- [PROBLEM DETAILS] Each line of the listing that contains the word "components" is to be copied.

Dataset items
* begin *

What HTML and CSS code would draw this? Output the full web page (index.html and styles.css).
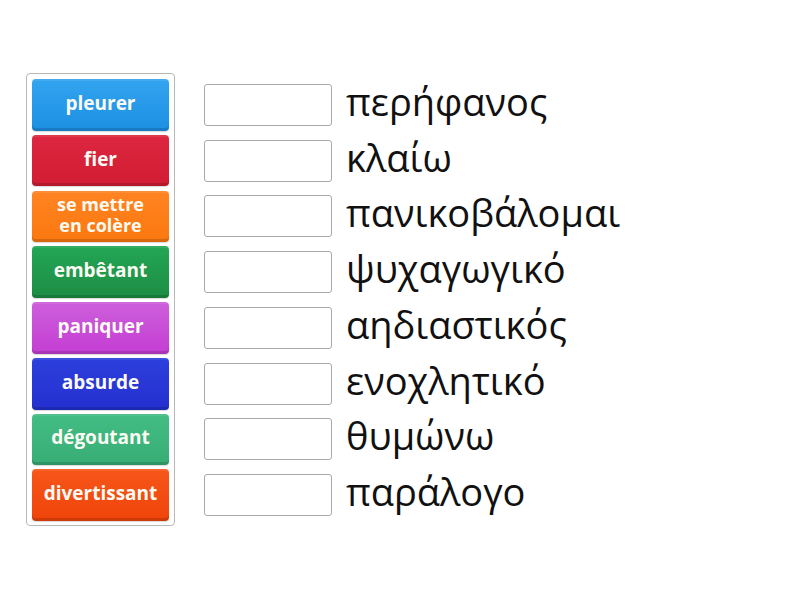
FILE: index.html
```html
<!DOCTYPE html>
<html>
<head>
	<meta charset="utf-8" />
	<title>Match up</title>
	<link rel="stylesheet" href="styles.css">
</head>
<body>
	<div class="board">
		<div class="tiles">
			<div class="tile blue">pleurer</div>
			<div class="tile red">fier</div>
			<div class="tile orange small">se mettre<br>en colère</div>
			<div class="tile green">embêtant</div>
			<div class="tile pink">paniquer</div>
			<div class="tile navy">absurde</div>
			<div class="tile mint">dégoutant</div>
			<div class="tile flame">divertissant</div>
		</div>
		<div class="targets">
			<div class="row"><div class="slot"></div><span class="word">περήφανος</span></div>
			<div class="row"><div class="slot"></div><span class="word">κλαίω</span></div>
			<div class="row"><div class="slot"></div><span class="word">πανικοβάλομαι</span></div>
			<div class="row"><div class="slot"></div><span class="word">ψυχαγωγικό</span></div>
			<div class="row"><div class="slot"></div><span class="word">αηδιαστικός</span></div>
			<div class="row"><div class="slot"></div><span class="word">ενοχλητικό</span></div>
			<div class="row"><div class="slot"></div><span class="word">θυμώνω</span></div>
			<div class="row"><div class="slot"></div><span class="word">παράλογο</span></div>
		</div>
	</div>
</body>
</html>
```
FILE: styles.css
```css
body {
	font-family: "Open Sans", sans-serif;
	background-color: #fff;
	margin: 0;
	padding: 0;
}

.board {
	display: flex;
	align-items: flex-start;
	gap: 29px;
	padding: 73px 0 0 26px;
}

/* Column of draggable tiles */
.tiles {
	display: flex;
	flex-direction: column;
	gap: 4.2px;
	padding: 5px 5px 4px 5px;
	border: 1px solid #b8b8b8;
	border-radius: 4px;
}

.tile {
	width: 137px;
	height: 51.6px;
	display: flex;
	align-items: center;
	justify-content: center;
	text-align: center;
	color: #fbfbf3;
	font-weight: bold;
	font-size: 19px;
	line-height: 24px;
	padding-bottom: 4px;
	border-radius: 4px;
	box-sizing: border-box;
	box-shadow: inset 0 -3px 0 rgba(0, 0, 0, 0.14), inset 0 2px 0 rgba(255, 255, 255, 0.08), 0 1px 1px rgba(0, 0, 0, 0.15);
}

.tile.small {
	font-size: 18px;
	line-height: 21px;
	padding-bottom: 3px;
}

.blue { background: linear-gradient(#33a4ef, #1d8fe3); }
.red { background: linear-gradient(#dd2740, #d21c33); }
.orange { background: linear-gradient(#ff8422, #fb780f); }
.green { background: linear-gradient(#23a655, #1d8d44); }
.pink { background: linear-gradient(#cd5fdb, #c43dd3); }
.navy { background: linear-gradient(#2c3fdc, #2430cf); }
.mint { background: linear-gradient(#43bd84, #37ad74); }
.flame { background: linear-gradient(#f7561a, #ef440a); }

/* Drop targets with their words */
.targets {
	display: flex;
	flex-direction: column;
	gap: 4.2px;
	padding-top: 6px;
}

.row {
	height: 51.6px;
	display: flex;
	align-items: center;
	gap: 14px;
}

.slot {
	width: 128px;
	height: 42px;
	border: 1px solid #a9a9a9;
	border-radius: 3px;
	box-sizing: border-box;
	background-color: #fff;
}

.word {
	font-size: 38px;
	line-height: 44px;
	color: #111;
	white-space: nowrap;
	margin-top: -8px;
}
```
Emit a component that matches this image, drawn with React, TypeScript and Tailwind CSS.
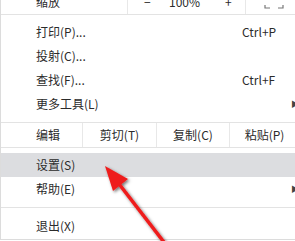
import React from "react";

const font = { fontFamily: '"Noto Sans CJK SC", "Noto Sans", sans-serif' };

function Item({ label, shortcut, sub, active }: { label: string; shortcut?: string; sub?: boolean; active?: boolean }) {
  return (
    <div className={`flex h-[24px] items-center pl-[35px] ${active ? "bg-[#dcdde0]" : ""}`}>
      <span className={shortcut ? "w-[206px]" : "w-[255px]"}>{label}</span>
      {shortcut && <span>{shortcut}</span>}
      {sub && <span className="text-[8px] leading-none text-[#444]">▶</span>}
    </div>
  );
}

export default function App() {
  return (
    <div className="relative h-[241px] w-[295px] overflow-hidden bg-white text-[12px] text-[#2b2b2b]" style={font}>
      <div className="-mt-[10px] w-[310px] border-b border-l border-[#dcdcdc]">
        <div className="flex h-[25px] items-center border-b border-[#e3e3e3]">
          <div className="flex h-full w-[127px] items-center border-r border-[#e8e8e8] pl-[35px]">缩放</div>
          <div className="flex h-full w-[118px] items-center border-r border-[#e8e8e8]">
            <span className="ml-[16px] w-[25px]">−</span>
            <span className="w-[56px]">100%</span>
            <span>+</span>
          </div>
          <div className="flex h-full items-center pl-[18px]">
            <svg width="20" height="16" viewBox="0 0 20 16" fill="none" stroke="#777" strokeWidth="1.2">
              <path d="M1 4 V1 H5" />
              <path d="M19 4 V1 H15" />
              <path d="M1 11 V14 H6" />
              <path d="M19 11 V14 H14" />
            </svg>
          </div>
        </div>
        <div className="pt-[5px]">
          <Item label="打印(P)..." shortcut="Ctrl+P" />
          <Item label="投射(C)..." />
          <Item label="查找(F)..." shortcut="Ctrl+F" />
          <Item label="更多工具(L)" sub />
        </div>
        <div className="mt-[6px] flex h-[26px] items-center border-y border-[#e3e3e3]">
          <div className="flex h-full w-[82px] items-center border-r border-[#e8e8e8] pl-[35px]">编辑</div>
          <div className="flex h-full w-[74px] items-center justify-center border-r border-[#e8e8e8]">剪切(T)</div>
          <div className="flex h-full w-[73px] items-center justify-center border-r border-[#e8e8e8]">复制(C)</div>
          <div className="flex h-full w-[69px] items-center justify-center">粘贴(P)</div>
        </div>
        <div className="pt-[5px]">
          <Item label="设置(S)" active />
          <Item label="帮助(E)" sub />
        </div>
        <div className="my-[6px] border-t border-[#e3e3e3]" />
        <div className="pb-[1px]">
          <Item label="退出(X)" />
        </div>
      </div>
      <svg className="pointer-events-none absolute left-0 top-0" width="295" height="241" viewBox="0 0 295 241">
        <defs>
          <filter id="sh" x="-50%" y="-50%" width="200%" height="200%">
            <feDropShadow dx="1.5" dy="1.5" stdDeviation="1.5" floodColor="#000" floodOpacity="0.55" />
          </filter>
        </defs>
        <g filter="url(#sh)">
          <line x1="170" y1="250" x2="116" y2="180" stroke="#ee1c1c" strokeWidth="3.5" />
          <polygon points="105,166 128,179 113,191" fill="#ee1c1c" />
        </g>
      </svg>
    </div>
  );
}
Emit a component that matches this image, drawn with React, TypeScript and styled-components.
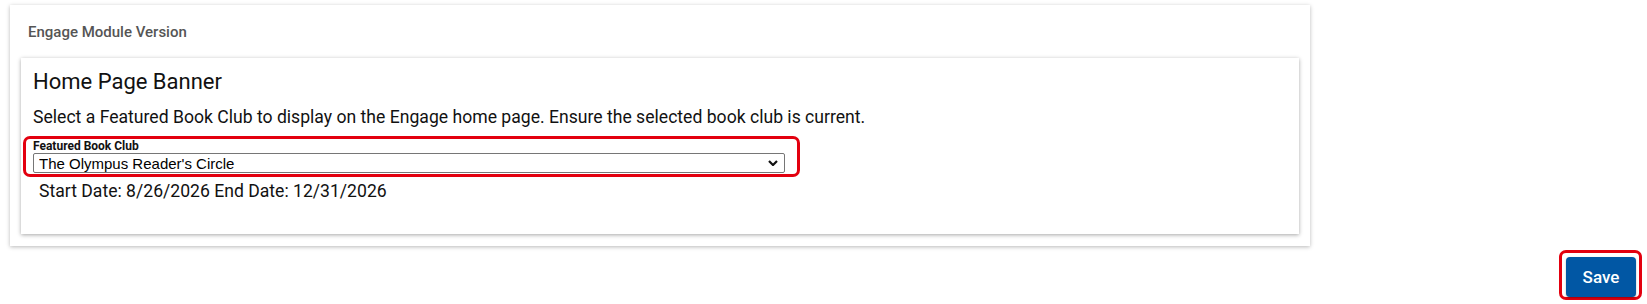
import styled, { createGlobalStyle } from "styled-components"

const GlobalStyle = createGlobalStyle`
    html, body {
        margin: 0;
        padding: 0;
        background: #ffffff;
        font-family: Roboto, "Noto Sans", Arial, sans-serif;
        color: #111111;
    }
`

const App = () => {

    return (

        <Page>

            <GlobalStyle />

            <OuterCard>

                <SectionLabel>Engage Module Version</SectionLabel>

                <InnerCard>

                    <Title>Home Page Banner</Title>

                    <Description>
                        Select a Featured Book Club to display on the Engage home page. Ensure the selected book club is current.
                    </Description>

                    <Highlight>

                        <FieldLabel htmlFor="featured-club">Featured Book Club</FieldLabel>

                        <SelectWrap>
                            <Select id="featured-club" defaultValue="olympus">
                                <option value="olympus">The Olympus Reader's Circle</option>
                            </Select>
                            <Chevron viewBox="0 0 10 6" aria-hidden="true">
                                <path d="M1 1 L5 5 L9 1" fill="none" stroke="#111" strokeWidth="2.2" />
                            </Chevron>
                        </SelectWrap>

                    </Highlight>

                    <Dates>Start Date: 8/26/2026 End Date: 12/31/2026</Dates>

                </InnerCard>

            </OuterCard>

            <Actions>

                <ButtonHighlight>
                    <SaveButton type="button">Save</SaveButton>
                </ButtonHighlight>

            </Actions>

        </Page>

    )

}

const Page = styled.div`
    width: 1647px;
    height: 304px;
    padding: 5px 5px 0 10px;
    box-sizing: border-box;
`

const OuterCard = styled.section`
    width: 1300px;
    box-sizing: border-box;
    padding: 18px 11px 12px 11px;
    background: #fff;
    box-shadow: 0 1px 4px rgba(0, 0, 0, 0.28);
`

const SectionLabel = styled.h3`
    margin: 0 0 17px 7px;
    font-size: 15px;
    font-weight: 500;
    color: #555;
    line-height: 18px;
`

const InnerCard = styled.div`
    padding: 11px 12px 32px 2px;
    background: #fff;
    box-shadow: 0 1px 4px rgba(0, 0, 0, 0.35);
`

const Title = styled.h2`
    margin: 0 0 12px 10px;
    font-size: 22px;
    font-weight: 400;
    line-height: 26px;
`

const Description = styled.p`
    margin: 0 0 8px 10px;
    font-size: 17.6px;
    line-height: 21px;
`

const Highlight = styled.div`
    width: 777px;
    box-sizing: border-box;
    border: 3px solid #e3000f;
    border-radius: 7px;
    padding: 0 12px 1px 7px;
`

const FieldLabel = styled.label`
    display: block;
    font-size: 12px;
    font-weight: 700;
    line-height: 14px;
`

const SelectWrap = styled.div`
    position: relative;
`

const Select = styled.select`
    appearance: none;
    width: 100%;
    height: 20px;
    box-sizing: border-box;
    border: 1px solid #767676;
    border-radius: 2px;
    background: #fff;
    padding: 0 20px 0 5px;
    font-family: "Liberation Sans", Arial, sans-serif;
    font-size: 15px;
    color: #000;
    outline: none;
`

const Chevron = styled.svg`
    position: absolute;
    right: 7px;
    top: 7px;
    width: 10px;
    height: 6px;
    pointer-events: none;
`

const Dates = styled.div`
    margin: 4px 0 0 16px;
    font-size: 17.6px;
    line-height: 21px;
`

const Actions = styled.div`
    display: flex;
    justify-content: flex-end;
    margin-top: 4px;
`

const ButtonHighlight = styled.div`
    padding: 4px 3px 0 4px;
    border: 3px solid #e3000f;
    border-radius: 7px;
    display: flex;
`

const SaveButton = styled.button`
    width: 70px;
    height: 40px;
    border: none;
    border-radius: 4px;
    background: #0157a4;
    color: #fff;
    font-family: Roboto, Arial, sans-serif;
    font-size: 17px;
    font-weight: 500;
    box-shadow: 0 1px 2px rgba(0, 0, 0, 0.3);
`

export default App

* end *

- [THE RESULT]
Emit a component that matches this image, drawn with React, TypeScript and styled-components.
import styled, { createGlobalStyle } from "styled-components"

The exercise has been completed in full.